Cost: To be determined
The Senate proposal discontinues eviction protections put in place for the approximately 43 million American renters by the CARES Act, replacing it with $3.3 billion in Housing Choice Vouchers. Administered by the U.S. Department of Housing and Urban Development (HUD), these vouchers are made available to very low-income, elderly, and disabled adults, and require renters to find housing and a landlord who agrees to rent under the program. HUD pays a housing subsidy directly to the landlord, and the renter is responsible for any rent payment beyond that amount. Although this is how vouchers are currently administered, we are unclear how the program will work if millions more apply for them.
It is estimated by the National Low Income Housing Coalition that at least $100 billion in rental assistance, coupled with a nationwide eviction moratorium, is the only way to prevent mass evictions.
Cost: $3.3 billion
Hazard pay for essential workers
The HEALS Act makes no mention of the hazard pay for essential workers included in Congress' HEROES Act.
Although 26 million American adults reported going without enough food in July, The GOP proposal does not expand the Supplemental Nutrition Assistance Program (SNAP) or extend the Pandemic EBT program, a benefit for households with children who have lost access to free or reduced-price school meals. Anti-hunger advocates call these programs critical to providing relief when meal options have become scarce. The HEALS Act addresses food by including a perk that doubles the tax deductions businesses can take when dining out for business meals. It is commonly called the "three-martini-lunch deduction."
Cost: To be determined
Assistance to agricultural producers and peripheral businesses
The HEALS Act earmarks more than $20 billion for agricultural producers. This money would be available to growers and processors of food products, and also to agricultural-adjacent businesses like textile mills and biofuel manufacturers. That amount is startling, considering the federal government spent $23.7 billion on farm assistance in 2019 -- a dramatic increase over previous years -- before the pandemic. This new amount is in addition to $19 billion focused on the industry through the CARES Act.
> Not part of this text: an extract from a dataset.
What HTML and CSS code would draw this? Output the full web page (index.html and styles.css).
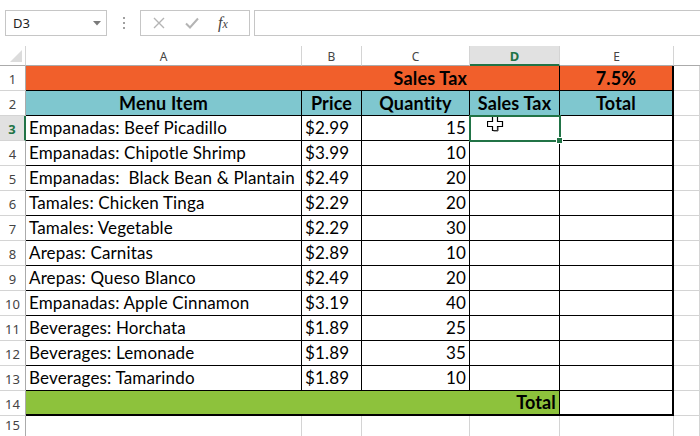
FILE: index.html
```html
<!DOCTYPE html>
<html>
<head>
<meta charset="utf-8">
<link rel="stylesheet" href="styles.css">
</head>
<body>
<div class="app">
  <div class="fbar">
    <div class="namebox"><span class="nb-text">D3</span><svg class="nb-arrow" width="8" height="5" viewBox="0 0 8 5"><path d="M0 0H8L4 4.5Z" fill="#7a7a7a"/></svg></div>
    <svg class="grip" width="4" height="16" viewBox="0 0 4 16"><rect x="1" y="2" width="2" height="2" fill="#a0a0a0"/><rect x="1" y="7" width="2" height="2" fill="#a0a0a0"/><rect x="1" y="12" width="2" height="2" fill="#a0a0a0"/></svg>
    <div class="fxbox">
      <svg class="ico" width="12" height="12" viewBox="0 0 12 12"><path d="M1 1L11 11M11 1L1 11" stroke="#b4b4b4" stroke-width="1.4" fill="none"/></svg>
      <svg class="ico" width="14" height="12" viewBox="0 0 14 12"><path d="M1 6.5L5 10.5L13 1.5" stroke="#b4b4b4" stroke-width="2" fill="none"/></svg>
      <span class="fx">f<span class="fxx">x</span></span>
    </div>
    <div class="formula"></div>
  </div>

  <div class="sheet">
    <div class="corner"><svg width="14" height="14" viewBox="0 0 14 14"><path d="M13 1V13H1Z" fill="#dcdcdc"/></svg></div>
    <div class="ch">A</div>
    <div class="ch">B</div>
    <div class="ch">C</div>
    <div class="ch ch-active">D</div>
    <div class="ch">E</div>
    <div class="ch ch-last"></div>

    <div class="rh">1</div>
    <div class="c orange span3 right bold">Sales Tax</div>
    <div class="c orange"></div>
    <div class="c orange e center bold">7.5%</div>
    <div class="g"></div>

    <div class="rh">2</div>
    <div class="c teal center bold">Menu Item</div>
    <div class="c teal center bold">Price</div>
    <div class="c teal center bold">Quantity</div>
    <div class="c teal center bold">Sales Tax</div>
    <div class="c teal e center bold">Total</div>
    <div class="g"></div>

    <div class="rh rh-active">3</div>
    <div class="c">Empanadas: Beef Picadillo</div>
    <div class="c">$2.99</div>
    <div class="c right">15</div>
    <div class="c sel"><span class="fill-handle"></span></div>
    <div class="c e"></div>
    <div class="g"></div>

    <div class="rh">4</div>
    <div class="c">Empanadas: Chipotle Shrimp</div>
    <div class="c">$3.99</div>
    <div class="c right">10</div>
    <div class="c"></div>
    <div class="c e"></div>
    <div class="g"></div>

    <div class="rh">5</div>
    <div class="c pre">Empanadas:  Black Bean &amp; Plantain</div>
    <div class="c">$2.49</div>
    <div class="c right">20</div>
    <div class="c"></div>
    <div class="c e"></div>
    <div class="g"></div>

    <div class="rh">6</div>
    <div class="c">Tamales: Chicken Tinga</div>
    <div class="c">$2.29</div>
    <div class="c right">20</div>
    <div class="c"></div>
    <div class="c e"></div>
    <div class="g"></div>

    <div class="rh">7</div>
    <div class="c">Tamales: Vegetable</div>
    <div class="c">$2.29</div>
    <div class="c right">30</div>
    <div class="c"></div>
    <div class="c e"></div>
    <div class="g"></div>

    <div class="rh">8</div>
    <div class="c">Arepas: Carnitas</div>
    <div class="c">$2.89</div>
    <div class="c right">10</div>
    <div class="c"></div>
    <div class="c e"></div>
    <div class="g"></div>

    <div class="rh">9</div>
    <div class="c">Arepas: Queso Blanco</div>
    <div class="c">$2.49</div>
    <div class="c right">20</div>
    <div class="c"></div>
    <div class="c e"></div>
    <div class="g"></div>

    <div class="rh">10</div>
    <div class="c">Empanadas: Apple Cinnamon</div>
    <div class="c">$3.19</div>
    <div class="c right">40</div>
    <div class="c"></div>
    <div class="c e"></div>
    <div class="g"></div>

    <div class="rh">11</div>
    <div class="c">Beverages: Horchata</div>
    <div class="c">$1.89</div>
    <div class="c right">25</div>
    <div class="c"></div>
    <div class="c e"></div>
    <div class="g"></div>

    <div class="rh">12</div>
    <div class="c">Beverages: Lemonade</div>
    <div class="c">$1.89</div>
    <div class="c right">35</div>
    <div class="c"></div>
    <div class="c e"></div>
    <div class="g"></div>

    <div class="rh">13</div>
    <div class="c">Beverages: Tamarindo</div>
    <div class="c">$1.89</div>
    <div class="c right">10</div>
    <div class="c"></div>
    <div class="c e"></div>
    <div class="g"></div>

    <div class="rh">14</div>
    <div class="c green span4 right bold last">Total</div>
    <div class="c e last"></div>
    <div class="g"></div>

    <div class="rh">15</div>
    <div class="g"></div>
    <div class="g"></div>
    <div class="g"></div>
    <div class="g"></div>
    <div class="g"></div>
    <div class="g"></div>
  </div>

  <svg class="cursor" width="17" height="16" viewBox="0 0 17 16"><path d="M5.5 0.5H10.5V5.5H15.5V10.5H10.5V14.5H5.5V10.5H0.5V5.5H5.5Z" fill="#fff" stroke="#000" stroke-width="1.2"/><path d="M11 11V15H6.5" stroke="#555" stroke-width="1" fill="none"/></svg>
</div>
</body>
</html>
```

FILE: styles.css
```css
html, body {
  margin: 0;
  padding: 0;
  background: #fff;
  overflow: hidden;
}

.app {
  position: relative;
  width: 700px;
  height: 436px;
  overflow: hidden;
  font-family: "Noto Sans", "DejaVu Sans", sans-serif;
}

/* formula bar */
.fbar {
  box-sizing: border-box;
  height: 46px;
  padding: 10px 0 0 5px;
  display: flex;
  align-items: flex-start;
}

.namebox {
  box-sizing: border-box;
  width: 102px;
  height: 26px;
  border: 1px solid #c6c6c6;
  display: flex;
  align-items: center;
  justify-content: space-between;
  padding: 0 5px 0 7px;
  font-size: 13px;
  color: #222;
}

.nb-text {
  line-height: 1;
}

.grip {
  margin: 5px 0 0 15px;
}

.fxbox {
  box-sizing: border-box;
  margin-left: 14px;
  width: 110px;
  height: 26px;
  border: 1px solid #c6c6c6;
  display: flex;
  align-items: center;
  padding: 0 10px 0 12px;
}

.fxbox .ico:nth-child(1) {
  margin-right: 20px;
}

.fxbox .ico:nth-child(2) {
  margin-right: 19px;
}

.fx {
  font-family: "Liberation Serif", serif;
  font-style: italic;
  font-size: 16px;
  color: #444;
  line-height: 1;
}

.fxx {
  font-size: 12px;
}

.formula {
  box-sizing: border-box;
  margin-left: 4px;
  flex: 1;
  margin-right: -4px;
  height: 26px;
  border: 1px solid #c6c6c6;
}

/* sheet grid */
.sheet {
  display: grid;
  grid-template-columns: 26px 276px 60px 108px 90px 114px 1fr;
  grid-template-rows: 20px repeat(14, 25px) 1fr;
  height: 390px;
  font-family: Lato, "Open Sans", sans-serif;
  font-size: 17px;
  letter-spacing: 0.15px;
  color: #000;
}

.corner {
  box-sizing: border-box;
  border-right: 1px solid #d4d4d4;
  border-bottom: 1px solid #ababab;
  display: flex;
  align-items: flex-end;
  justify-content: flex-end;
  padding: 0 2px 2px 0;
}

.ch {
  box-sizing: border-box;
  border-right: 1px solid #d4d4d4;
  border-bottom: 1px solid #ababab;
  font-family: "Noto Sans", sans-serif;
  font-size: 12px;
  letter-spacing: 0;
  color: #444;
  display: flex;
  align-items: center;
  justify-content: center;
  padding-top: 1px;
}

.ch-active {
  background: #e1e1e1;
  color: #217346;
  font-weight: bold;
  font-size: 13px;
  border-bottom: 2px solid #217346;
}

.ch-last {
  border-right: none;
}

.rh {
  box-sizing: border-box;
  border-right: 1px solid #ababab;
  border-bottom: 1px solid #d4d4d4;
  font-family: "Noto Sans", sans-serif;
  font-size: 13px;
  letter-spacing: 0;
  color: #444;
  display: flex;
  align-items: flex-end;
  justify-content: center;
  padding-bottom: 2px;
}

.rh-active {
  background: #e1e1e1;
  color: #217346;
  font-weight: bold;
  border-right: 2px solid #217346;
}

.c {
  box-sizing: border-box;
  border-right: 1px solid #000;
  border-bottom: 1px solid #000;
  display: flex;
  align-items: flex-end;
  padding: 0 3px 1px 3px;
  line-height: 22px;
  white-space: nowrap;
  position: relative;
}

.pre {
  white-space: pre;
}

.g {
  box-sizing: border-box;
  border-right: 1px solid #d4d4d4;
  border-bottom: 1px solid #d4d4d4;
}

.e {
  border-right: 2px solid #000;
}

.last {
  border-bottom: 2px solid #000;
}

.right {
  justify-content: flex-end;
}

.center {
  justify-content: center;
}

.bold {
  font-weight: bold;
  font-size: 18px;
}

.span3 {
  grid-column: span 3;
  border-right: none;
}

.span4 {
  grid-column: span 4;
}

.orange {
  background: #f15f2b;
}

.teal {
  background: #7fc7cf;
}

.green {
  background: #8dc23c;
}

.sel {
  outline: 2px solid #217346;
  outline-offset: -1px;
  z-index: 2;
}

.fill-handle {
  position: absolute;
  right: -4px;
  bottom: -4px;
  width: 5px;
  height: 5px;
  background: #217346;
  border: 1px solid #fff;
}

.cursor {
  position: absolute;
  left: 487px;
  top: 116px;
}
```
Of that $19 billion, $16 billion was direct aid to producers, and $3 billion went to the USDA to purchase agricultural products from these same producers.
Cost: $20 billion-plus
The Senate GOP proposal includes more than $18 billion in defense spending unrelated to COVID-19. Among the items the proposal would fund are additional C-130J aircraft ($720 million), additional F-35A aircraft ($686 million), a space sensor laser ($290 million), and ground-based midcourse defense ($200 million).
Cost: $18 billion
The HEALS Act proposes $818 million for NASA.
Cost: $818 million
In what may be one of the most controversial proposals, the Senate GOP seeks to give President Trump a new F.B.I. building, constructed on the site of the current one. Since 2012, the F.B.I. has planned to build new headquarters in the D.C. suburbs, a move highly criticized by Trump. Why the president does not want the current F.B.I. building sold to another party is a matter of speculation.
Cost: $1.8 billion
Sprucing up of the White House
The Senate GOP proposes including $377 million for the modernization of the White House West Wing.
Cost: $377 million
As of Monday, the Senate GOP's proposal consisted of 177 pages of ideas for how to spend $1 trillion. The debate underway concerns how many of those proposals are designed to help everyday Americans through the COVID-19 pandemic, and how many are solely meant to make donors and particular constituents happy.
Keep in mind that these proposals are more of an "opening bid" than an etched-in-stone stance. Finalizing the stimulus package will require give and take, and ultimately, no one is likely to be entirely happy with the final product. If we learned anything from Schoolhouse Rock, it's that it takes patience, courage, and a whole lot of debate to get a bill through Congress.